Problem description: Your task is to retype the lines from the opening of the material through the line that includes "const ROWS = 12;". Do not copy the pictures.

Dataset excerpt:
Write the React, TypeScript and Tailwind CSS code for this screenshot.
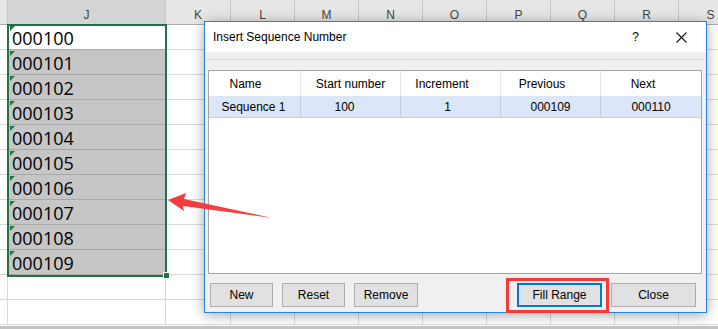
const COLS = ['', 'J', 'K', 'L', 'M', 'N', 'O', 'P', 'Q', 'R', 'S'];
const VALUES = ['000100', '000101', '000102', '000103', '000104', '000105', '000106', '000107', '000108', '000109'];
const ROWS = 12;

const TABLE_COLS = [
  { head: 'Name', value: 'Sequence 1', hp: 'pr-[18px]', vp: 'pr-[2px]' },
  { head: 'Start number', value: '100', hp: 'pr-[0px]', vp: 'pr-[12px]' },
  { head: 'Increment', value: '1', hp: 'pr-[17px]', vp: 'pr-[6px]' },
  { head: 'Previous', value: '000109', hp: 'pr-[17px]', vp: 'pr-[0px]' },
  { head: 'Next', value: '000110', hp: 'pr-[16px]', vp: 'pr-[0px]' },
];

function Sheet() {
  return (
    <div className="grid grid-cols-[8px_158px_65px_64px_64px_64px_64px_64px_64px_64px_64px] auto-rows-[25px]">
      {COLS.map((c, i) => (
        <div
          key={'h' + i}
          className={`flex items-center justify-center pt-[5px] border-r border-b border-r-[#c6c6c6] border-b-[#ababab] text-[12px] text-[#444] ${
            c === 'J' ? 'bg-[#d4d4d4] text-[#222]' : 'bg-[#e6e6e6]'
          }`}
        >
          {c}
        </div>
      ))}
      {Array.from({ length: ROWS }).map((_, r) =>
        COLS.map((c, i) => {
          const sel = c === 'J' && r < 10;
          if (sel) {
            return (
              <div
                key={r + '-' + i}
                className={`relative flex items-center pl-[4px] pt-[2px] border-r border-b border-[#a9a9a9] text-[18px] text-black font-['Open_Sans',sans-serif] ${
                  r === 0 ? 'bg-white' : 'bg-[#c6c6c6]'
                }`}
              >
                <span className="absolute left-[2px] top-[1px] w-0 h-0 border-t-[5px] border-r-[5px] border-t-[#217346] border-r-transparent" />
                {VALUES[r]}
              </div>
            );
          }
          return <div key={r + '-' + i} className="border-r border-b border-[#d9d9d9] bg-white" />;
        })
      )}
    </div>
  );
}

function Btn({ label, w, active }: { label: string; w: string; active?: boolean }) {
  return (
    <div
      className={`${w} h-[24px] flex items-center justify-center bg-[#e1e1e1] text-[12px] text-black ${
        active ? 'border-2 border-[#0078d7]' : 'border border-[#adadad]'
      }`}
    >
      {label}
    </div>
  );
}

function Dialog() {
  return (
    <div className="absolute left-[204px] top-[21px] w-[503px] border border-[#2b82d9] bg-[#f0f0f0] shadow-[0_2px_12px_rgba(0,0,0,0.35)] font-['Liberation_Sans',Arial,sans-serif]">
      <div className="h-[30px] bg-white flex items-center pl-[8px] pr-[19px] text-[12px] text-black">
        <span className="flex-1">Insert Sequence Number</span>
        <span className="mr-[37px] text-[12px]">?</span>
        <svg width="11" height="11" viewBox="0 0 11 11" className="mt-[1px]">
          <path d="M0.5 0.5 L10.5 10.5 M10.5 0.5 L0.5 10.5" stroke="#111" strokeWidth="1.1" fill="none" />
        </svg>
      </div>
      <div className="h-[7px]" />
      <div className="border-t border-[#dedede] pt-[10px] pl-[3px] pr-[5px]">
        <div className="w-[494px] h-[204px] border border-[#a4a4a4] bg-white text-[12px] text-black">
          <div className="grid grid-cols-[92px_100px_100px_100px_100px] h-[25px]">
            {TABLE_COLS.map((c, i) => (
              <div
                key={c.head}
                className={`flex items-center justify-center ${c.hp} ${i < 4 ? 'border-r border-[#e6e6e6]' : ''}`}
              >
                {c.head}
              </div>
            ))}
          </div>
          <div className="grid grid-cols-[92px_100px_100px_100px_100px] h-[22px] bg-[#dbe6f8] border-b border-[#c4ccd8]">
            {TABLE_COLS.map((c, i) => (
              <div
                key={c.value}
                className={`flex items-center justify-center ${c.vp} ${i < 4 ? 'border-r border-[#c4ccd8]' : ''}`}
              >
                {c.value}
              </div>
            ))}
          </div>
        </div>
      </div>
      <div className="flex items-center mt-[9px] mb-[5px] pl-[5px] pr-[10px]">
        <div className="flex gap-[9px]">
          <Btn label="New" w="w-[63px]" />
          <Btn label="Reset" w="w-[63px]" />
          <Btn label="Remove" w="w-[64px]" />
        </div>
        <div className="ml-auto flex gap-[9px]">
          <div className="relative">
            <Btn label="Fill Range" w="w-[85px]" active />
            <div className="absolute -left-[11px] -top-[5px] w-[103px] h-[35px] border-[3px] border-[#f83a3a]" />
          </div>
          <Btn label="Close" w="w-[85px]" />
        </div>
      </div>
    </div>
  );
}

export default function App() {
  return (
    <div className="relative w-[718px] h-[329px] overflow-hidden bg-white font-['Liberation_Sans',Arial,sans-serif]">
      <Sheet />
      <div className="absolute left-0 right-0 top-[326px] h-[3px] bg-[#c4c4c4]" />
      <div className="absolute left-[7px] top-[24px] w-[160px] h-[253px] border-2 border-[#217346]" />
      <div className="absolute left-[163px] top-[272px] w-[7px] h-[7px] bg-[#217346] border border-white" />
      <Dialog />
      <svg className="absolute left-0 top-0 pointer-events-none" width="718" height="329" viewBox="0 0 718 329">
        <polygon points="168,200 186,193 184,199 272,218 183,206 184,211" fill="#f23e3e" />
      </svg>
    </div>
  );
}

Result of the exercise:
Write the React, TypeScript and Tailwind CSS code for this screenshot.
const COLS = ['', 'J', 'K', 'L', 'M', 'N', 'O', 'P', 'Q', 'R', 'S'];
const VALUES = ['000100', '000101', '000102', '000103', '000104', '000105', '000106', '000107', '000108', '000109'];
const ROWS = 12;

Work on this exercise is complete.